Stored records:
— BEGIN —

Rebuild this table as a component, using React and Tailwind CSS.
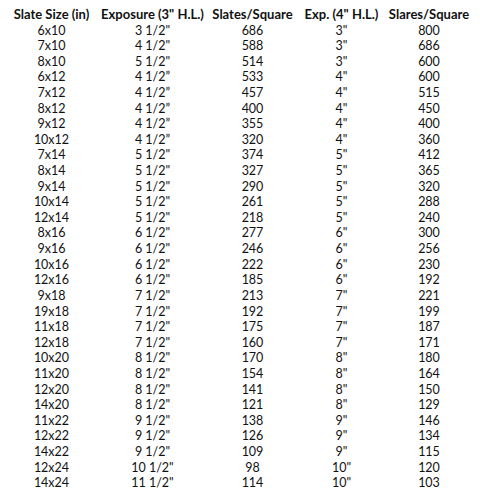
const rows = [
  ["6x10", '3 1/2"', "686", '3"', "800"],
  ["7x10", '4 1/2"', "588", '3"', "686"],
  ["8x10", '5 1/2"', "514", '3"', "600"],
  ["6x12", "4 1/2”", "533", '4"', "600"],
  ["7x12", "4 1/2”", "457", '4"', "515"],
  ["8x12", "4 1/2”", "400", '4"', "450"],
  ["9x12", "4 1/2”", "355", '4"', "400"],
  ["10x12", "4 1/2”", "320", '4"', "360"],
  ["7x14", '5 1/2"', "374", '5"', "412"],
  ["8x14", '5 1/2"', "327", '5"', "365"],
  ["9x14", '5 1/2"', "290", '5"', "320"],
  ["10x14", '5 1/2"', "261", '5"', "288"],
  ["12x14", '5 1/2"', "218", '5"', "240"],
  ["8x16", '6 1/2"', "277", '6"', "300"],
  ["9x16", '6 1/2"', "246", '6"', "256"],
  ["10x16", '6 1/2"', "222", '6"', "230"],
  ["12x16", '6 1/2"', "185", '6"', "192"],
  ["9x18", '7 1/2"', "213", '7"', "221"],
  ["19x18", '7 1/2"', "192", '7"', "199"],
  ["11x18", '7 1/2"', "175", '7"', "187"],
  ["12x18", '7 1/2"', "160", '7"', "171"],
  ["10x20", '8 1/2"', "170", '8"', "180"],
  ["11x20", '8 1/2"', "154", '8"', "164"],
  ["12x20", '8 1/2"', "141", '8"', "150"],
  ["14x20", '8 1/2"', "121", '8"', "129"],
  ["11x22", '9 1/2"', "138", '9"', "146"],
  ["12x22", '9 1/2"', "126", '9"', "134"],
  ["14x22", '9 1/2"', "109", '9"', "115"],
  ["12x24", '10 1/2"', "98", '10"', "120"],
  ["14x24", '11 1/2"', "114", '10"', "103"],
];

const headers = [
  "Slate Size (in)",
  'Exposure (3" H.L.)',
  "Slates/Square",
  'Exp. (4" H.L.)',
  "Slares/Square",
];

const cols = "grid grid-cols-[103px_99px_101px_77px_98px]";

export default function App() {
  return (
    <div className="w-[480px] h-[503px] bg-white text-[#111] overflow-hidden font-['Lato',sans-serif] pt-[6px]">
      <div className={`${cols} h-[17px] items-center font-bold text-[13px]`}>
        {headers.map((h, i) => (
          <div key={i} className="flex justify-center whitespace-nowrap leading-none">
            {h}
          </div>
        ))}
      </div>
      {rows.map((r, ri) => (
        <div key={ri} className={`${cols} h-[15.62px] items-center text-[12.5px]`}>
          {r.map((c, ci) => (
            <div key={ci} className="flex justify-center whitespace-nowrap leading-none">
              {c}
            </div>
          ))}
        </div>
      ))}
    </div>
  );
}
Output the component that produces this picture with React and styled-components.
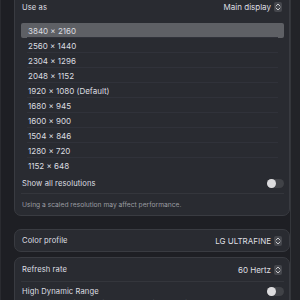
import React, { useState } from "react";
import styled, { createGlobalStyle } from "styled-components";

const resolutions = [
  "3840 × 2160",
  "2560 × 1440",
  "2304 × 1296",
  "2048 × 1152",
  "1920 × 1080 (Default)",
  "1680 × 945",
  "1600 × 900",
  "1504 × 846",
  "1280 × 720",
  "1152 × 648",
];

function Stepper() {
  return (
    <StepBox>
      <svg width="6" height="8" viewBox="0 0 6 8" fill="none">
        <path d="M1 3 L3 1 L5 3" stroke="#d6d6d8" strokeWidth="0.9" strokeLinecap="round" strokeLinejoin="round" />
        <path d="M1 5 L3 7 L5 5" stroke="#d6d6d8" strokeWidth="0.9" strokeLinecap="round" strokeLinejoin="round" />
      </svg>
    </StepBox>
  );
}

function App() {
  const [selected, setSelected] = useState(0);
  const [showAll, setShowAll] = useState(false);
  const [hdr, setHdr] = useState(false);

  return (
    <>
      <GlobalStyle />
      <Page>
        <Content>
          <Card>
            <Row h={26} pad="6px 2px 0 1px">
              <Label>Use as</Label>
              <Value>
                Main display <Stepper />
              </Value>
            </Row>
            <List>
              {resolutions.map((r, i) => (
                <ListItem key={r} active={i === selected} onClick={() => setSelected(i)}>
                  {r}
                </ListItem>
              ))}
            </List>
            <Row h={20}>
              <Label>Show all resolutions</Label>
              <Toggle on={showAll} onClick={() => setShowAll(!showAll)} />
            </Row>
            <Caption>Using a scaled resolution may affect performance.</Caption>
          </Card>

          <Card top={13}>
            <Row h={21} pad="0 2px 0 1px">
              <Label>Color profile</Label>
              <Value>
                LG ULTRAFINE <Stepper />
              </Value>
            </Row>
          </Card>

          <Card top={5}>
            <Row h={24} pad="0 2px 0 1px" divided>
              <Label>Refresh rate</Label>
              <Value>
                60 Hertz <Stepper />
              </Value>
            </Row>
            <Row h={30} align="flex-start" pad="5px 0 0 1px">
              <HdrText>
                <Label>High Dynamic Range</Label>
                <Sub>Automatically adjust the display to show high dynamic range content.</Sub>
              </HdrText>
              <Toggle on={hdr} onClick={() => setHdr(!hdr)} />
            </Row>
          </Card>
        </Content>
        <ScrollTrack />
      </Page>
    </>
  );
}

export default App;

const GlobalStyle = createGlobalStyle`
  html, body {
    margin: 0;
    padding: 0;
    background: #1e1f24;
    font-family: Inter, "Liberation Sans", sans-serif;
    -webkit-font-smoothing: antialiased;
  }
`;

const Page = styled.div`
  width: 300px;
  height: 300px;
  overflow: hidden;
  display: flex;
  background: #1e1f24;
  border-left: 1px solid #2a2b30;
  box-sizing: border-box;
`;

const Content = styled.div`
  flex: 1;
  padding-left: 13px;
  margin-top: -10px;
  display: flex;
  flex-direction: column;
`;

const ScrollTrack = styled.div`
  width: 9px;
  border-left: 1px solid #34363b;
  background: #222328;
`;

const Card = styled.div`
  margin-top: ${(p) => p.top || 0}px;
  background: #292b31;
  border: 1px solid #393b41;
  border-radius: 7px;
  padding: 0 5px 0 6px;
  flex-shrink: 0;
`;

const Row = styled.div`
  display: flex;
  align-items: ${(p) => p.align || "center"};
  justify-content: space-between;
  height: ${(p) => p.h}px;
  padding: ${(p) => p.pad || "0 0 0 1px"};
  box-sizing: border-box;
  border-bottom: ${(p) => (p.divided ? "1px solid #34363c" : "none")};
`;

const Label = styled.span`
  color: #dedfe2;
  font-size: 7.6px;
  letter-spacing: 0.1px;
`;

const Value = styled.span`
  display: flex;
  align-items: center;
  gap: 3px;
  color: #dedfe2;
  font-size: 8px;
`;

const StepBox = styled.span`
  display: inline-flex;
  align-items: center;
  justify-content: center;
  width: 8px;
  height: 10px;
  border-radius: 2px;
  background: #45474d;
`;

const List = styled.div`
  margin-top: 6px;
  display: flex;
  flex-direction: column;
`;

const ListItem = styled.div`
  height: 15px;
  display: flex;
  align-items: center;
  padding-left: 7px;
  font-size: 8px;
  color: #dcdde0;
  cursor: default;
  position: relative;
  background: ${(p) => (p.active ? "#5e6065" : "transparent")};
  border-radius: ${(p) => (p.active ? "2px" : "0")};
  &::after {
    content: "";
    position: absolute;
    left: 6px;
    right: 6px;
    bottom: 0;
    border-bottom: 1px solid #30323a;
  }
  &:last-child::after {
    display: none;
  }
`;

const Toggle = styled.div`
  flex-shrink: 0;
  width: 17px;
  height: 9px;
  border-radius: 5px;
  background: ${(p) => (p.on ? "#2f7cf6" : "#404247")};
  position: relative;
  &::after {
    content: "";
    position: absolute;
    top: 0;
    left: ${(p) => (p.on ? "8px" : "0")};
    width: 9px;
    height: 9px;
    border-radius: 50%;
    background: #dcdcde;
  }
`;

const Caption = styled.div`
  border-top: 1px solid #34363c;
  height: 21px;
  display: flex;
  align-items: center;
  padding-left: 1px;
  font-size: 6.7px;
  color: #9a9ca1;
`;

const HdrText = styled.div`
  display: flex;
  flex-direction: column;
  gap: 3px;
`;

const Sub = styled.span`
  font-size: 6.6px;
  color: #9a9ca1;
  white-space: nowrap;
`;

— END —

EXERCISE BRIEF:
Locate the lines above that contain "components" and copy them.

TASK ANSWER:
Output the component that produces this picture with React and styled-components.
import styled, { createGlobalStyle } from "styled-components";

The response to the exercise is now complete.